<<<<

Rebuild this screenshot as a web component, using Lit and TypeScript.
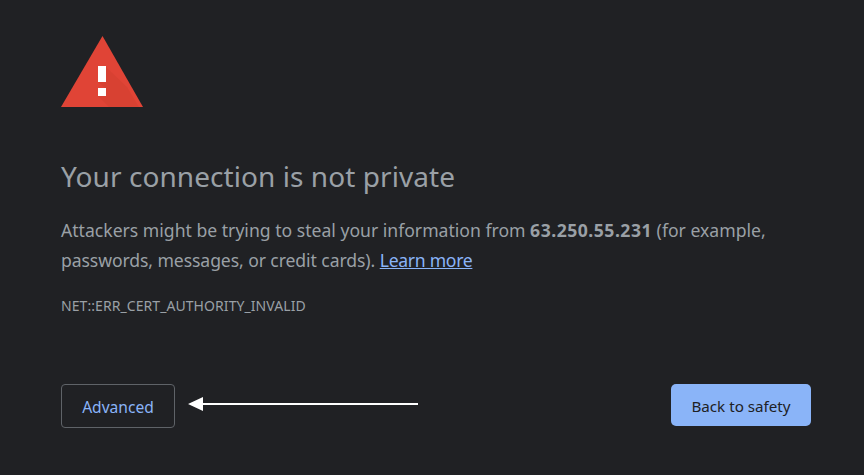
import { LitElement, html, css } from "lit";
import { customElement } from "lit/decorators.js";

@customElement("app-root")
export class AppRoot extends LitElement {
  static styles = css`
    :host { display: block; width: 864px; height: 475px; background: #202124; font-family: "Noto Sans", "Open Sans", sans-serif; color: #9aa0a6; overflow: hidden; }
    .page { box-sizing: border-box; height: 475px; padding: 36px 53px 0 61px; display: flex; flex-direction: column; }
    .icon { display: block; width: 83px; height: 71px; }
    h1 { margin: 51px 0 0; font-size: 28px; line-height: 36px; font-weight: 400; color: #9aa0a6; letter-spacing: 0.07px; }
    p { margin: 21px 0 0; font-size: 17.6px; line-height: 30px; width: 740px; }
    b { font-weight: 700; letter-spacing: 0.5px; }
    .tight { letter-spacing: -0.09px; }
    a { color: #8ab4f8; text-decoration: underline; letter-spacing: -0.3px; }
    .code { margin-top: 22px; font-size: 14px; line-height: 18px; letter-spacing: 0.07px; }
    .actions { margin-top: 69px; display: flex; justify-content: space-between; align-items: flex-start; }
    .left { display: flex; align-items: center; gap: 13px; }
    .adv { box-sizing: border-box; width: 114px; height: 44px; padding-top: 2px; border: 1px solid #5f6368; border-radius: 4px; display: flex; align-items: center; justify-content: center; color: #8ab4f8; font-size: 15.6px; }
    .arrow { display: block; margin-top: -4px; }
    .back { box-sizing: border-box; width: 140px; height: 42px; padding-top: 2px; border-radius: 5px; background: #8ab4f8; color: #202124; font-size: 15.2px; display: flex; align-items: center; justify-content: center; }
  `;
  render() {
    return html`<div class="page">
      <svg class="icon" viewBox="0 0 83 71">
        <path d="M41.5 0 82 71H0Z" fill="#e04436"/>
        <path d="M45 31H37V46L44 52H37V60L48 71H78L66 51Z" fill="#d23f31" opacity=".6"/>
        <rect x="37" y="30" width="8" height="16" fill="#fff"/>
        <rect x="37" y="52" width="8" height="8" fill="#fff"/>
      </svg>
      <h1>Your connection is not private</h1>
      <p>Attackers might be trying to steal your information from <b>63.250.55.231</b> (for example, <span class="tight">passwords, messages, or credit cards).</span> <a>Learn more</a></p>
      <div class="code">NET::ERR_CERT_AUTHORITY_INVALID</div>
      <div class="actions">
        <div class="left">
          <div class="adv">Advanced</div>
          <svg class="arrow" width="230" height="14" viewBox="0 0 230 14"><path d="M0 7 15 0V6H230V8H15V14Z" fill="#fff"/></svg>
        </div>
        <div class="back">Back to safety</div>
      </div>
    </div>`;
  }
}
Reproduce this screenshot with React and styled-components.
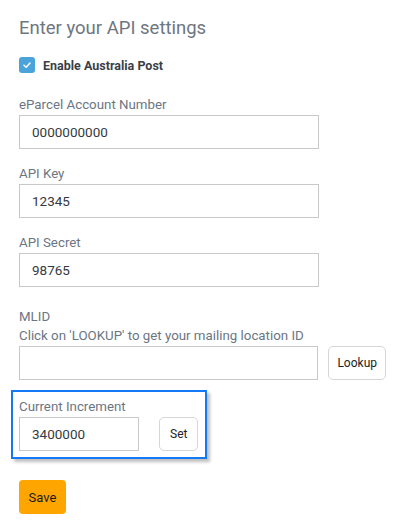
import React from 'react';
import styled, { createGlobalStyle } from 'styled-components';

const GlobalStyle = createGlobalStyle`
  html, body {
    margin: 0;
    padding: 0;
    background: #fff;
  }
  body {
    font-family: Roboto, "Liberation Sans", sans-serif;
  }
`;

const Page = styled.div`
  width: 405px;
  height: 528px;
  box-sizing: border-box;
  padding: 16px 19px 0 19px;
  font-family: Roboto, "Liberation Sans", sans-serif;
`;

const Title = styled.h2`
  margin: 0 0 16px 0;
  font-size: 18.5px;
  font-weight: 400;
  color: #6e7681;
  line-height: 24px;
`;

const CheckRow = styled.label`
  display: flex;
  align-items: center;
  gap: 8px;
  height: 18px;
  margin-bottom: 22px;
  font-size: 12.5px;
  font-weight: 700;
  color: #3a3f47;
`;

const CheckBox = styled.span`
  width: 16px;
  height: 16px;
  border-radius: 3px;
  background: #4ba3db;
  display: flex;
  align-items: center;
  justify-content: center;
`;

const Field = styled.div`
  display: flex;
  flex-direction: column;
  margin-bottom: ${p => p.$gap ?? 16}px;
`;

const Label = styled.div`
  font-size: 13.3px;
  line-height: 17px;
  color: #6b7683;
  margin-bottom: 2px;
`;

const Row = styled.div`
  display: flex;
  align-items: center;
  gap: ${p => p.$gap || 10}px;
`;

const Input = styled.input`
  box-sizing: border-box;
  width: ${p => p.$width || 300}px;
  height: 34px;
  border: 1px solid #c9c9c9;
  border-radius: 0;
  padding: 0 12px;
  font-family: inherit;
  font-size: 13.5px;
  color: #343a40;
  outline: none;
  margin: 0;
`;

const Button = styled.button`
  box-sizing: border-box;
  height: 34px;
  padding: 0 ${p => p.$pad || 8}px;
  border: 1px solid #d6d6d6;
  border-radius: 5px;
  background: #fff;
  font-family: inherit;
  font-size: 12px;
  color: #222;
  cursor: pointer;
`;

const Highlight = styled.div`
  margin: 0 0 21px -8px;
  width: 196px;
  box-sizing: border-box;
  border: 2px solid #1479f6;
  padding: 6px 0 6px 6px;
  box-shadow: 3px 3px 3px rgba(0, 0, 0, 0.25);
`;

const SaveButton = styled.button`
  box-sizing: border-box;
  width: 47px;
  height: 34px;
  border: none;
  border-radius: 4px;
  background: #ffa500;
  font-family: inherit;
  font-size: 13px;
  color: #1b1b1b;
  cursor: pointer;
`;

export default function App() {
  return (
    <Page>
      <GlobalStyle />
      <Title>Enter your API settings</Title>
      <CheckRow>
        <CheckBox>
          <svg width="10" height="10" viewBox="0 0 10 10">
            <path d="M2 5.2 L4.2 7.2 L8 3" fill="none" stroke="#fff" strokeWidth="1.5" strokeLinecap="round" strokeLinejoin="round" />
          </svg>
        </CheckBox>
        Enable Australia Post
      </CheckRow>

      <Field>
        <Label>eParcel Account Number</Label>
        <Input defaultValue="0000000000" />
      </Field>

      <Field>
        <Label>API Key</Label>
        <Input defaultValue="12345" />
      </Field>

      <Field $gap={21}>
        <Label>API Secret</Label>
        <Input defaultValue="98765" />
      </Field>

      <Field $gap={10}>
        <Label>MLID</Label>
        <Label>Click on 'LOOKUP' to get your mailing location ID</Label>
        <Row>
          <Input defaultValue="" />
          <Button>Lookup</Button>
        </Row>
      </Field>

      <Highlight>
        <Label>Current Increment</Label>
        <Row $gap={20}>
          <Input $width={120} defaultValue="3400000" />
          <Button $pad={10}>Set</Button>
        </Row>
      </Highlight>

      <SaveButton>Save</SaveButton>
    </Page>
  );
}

>>>>

Without including any pictures, reproduce the listing exactly.

Rebuild this screenshot as a web component, using Lit and TypeScript.
import { LitElement, html, css } from "lit";
import { customElement } from "lit/decorators.js";

@customElement("app-root")
export class AppRoot extends LitElement {
  static styles = css`
    :host { display: block; width: 864px; height: 475px; background: #202124; font-family: "Noto Sans", "Open Sans", sans-serif; color: #9aa0a6; overflow: hidden; }
    .page { box-sizing: border-box; height: 475px; padding: 36px 53px 0 61px; display: flex; flex-direction: column; }
    .icon { display: block; width: 83px; height: 71px; }
    h1 { margin: 51px 0 0; font-size: 28px; line-height: 36px; font-weight: 400; color: #9aa0a6; letter-spacing: 0.07px; }
    p { margin: 21px 0 0; font-size: 17.6px; line-height: 30px; width: 740px; }
    b { font-weight: 700; letter-spacing: 0.5px; }
    .tight { letter-spacing: -0.09px; }
    a { color: #8ab4f8; text-decoration: underline; letter-spacing: -0.3px; }
    .code { margin-top: 22px; font-size: 14px; line-height: 18px; letter-spacing: 0.07px; }
    .actions { margin-top: 69px; display: flex; justify-content: space-between; align-items: flex-start; }
    .left { display: flex; align-items: center; gap: 13px; }
    .adv { box-sizing: border-box; width: 114px; height: 44px; padding-top: 2px; border: 1px solid #5f6368; border-radius: 4px; display: flex; align-items: center; justify-content: center; color: #8ab4f8; font-size: 15.6px; }
    .arrow { display: block; margin-top: -4px; }
    .back { box-sizing: border-box; width: 140px; height: 42px; padding-top: 2px; border-radius: 5px; background: #8ab4f8; color: #202124; font-size: 15.2px; display: flex; align-items: center; justify-content: center; }
  `;
  render() {
    return html`<div class="page">
      <svg class="icon" viewBox="0 0 83 71">
        <path d="M41.5 0 82 71H0Z" fill="#e04436"/>
        <path d="M45 31H37V46L44 52H37V60L48 71H78L66 51Z" fill="#d23f31" opacity=".6"/>
        <rect x="37" y="30" width="8" height="16" fill="#fff"/>
        <rect x="37" y="52" width="8" height="8" fill="#fff"/>
      </svg>
      <h1>Your connection is not private</h1>
      <p>Attackers might be trying to steal your information from <b>63.250.55.231</b> (for example, <span class="tight">passwords, messages, or credit cards).</span> <a>Learn more</a></p>
      <div class="code">NET::ERR_CERT_AUTHORITY_INVALID</div>
      <div class="actions">
        <div class="left">
          <div class="adv">Advanced</div>
          <svg class="arrow" width="230" height="14" viewBox="0 0 230 14"><path d="M0 7 15 0V6H230V8H15V14Z" fill="#fff"/></svg>
        </div>
        <div class="back">Back to safety</div>
      </div>
    </div>`;
  }
}
Reproduce this screenshot with React and styled-components.
import React from 'react';
import styled, { createGlobalStyle } from 'styled-components';

const GlobalStyle = createGlobalStyle`
  html, body {
    margin: 0;
    padding: 0;
    background: #fff;
  }
  body {
    font-family: Roboto, "Liberation Sans", sans-serif;
  }
`;

const Page = styled.div`
  width: 405px;
  height: 528px;
  box-sizing: border-box;
  padding: 16px 19px 0 19px;
  font-family: Roboto, "Liberation Sans", sans-serif;
`;

const Title = styled.h2`
  margin: 0 0 16px 0;
  font-size: 18.5px;
  font-weight: 400;
  color: #6e7681;
  line-height: 24px;
`;

const CheckRow = styled.label`
  display: flex;
  align-items: center;
  gap: 8px;
  height: 18px;
  margin-bottom: 22px;
  font-size: 12.5px;
  font-weight: 700;
  color: #3a3f47;
`;

const CheckBox = styled.span`
  width: 16px;
  height: 16px;
  border-radius: 3px;
  background: #4ba3db;
  display: flex;
  align-items: center;
  justify-content: center;
`;

const Field = styled.div`
  display: flex;
  flex-direction: column;
  margin-bottom: ${p => p.$gap ?? 16}px;
`;

const Label = styled.div`
  font-size: 13.3px;
  line-height: 17px;
  color: #6b7683;
  margin-bottom: 2px;
`;

const Row = styled.div`
  display: flex;
  align-items: center;
  gap: ${p => p.$gap || 10}px;
`;

const Input = styled.input`
  box-sizing: border-box;
  width: ${p => p.$width || 300}px;
  height: 34px;
  border: 1px solid #c9c9c9;
  border-radius: 0;
  padding: 0 12px;
  font-family: inherit;
  font-size: 13.5px;
  color: #343a40;
  outline: none;
  margin: 0;
`;

const Button = styled.button`
  box-sizing: border-box;
  height: 34px;
  padding: 0 ${p => p.$pad || 8}px;
  border: 1px solid #d6d6d6;
  border-radius: 5px;
  background: #fff;
  font-family: inherit;
  font-size: 12px;
  color: #222;
  cursor: pointer;
`;

const Highlight = styled.div`
  margin: 0 0 21px -8px;
  width: 196px;
  box-sizing: border-box;
  border: 2px solid #1479f6;
  padding: 6px 0 6px 6px;
  box-shadow: 3px 3px 3px rgba(0, 0, 0, 0.25);
`;

const SaveButton = styled.button`
  box-sizing: border-box;
  width: 47px;
  height: 34px;
  border: none;
  border-radius: 4px;
  background: #ffa500;
  font-family: inherit;
  font-size: 13px;
  color: #1b1b1b;
  cursor: pointer;
`;

export default function App() {
  return (
    <Page>
      <GlobalStyle />
      <Title>Enter your API settings</Title>
      <CheckRow>
        <CheckBox>
          <svg width="10" height="10" viewBox="0 0 10 10">
            <path d="M2 5.2 L4.2 7.2 L8 3" fill="none" stroke="#fff" strokeWidth="1.5" strokeLinecap="round" strokeLinejoin="round" />
          </svg>
        </CheckBox>
        Enable Australia Post
      </CheckRow>

      <Field>
        <Label>eParcel Account Number</Label>
        <Input defaultValue="0000000000" />
      </Field>

      <Field>
        <Label>API Key</Label>
        <Input defaultValue="12345" />
      </Field>

      <Field $gap={21}>
        <Label>API Secret</Label>
        <Input defaultValue="98765" />
      </Field>

      <Field $gap={10}>
        <Label>MLID</Label>
        <Label>Click on 'LOOKUP' to get your mailing location ID</Label>
        <Row>
          <Input defaultValue="" />
          <Button>Lookup</Button>
        </Row>
      </Field>

      <Highlight>
        <Label>Current Increment</Label>
        <Row $gap={20}>
          <Input $width={120} defaultValue="3400000" />
          <Button $pad={10}>Set</Button>
        </Row>
      </Highlight>

      <SaveButton>Save</SaveButton>
    </Page>
  );
}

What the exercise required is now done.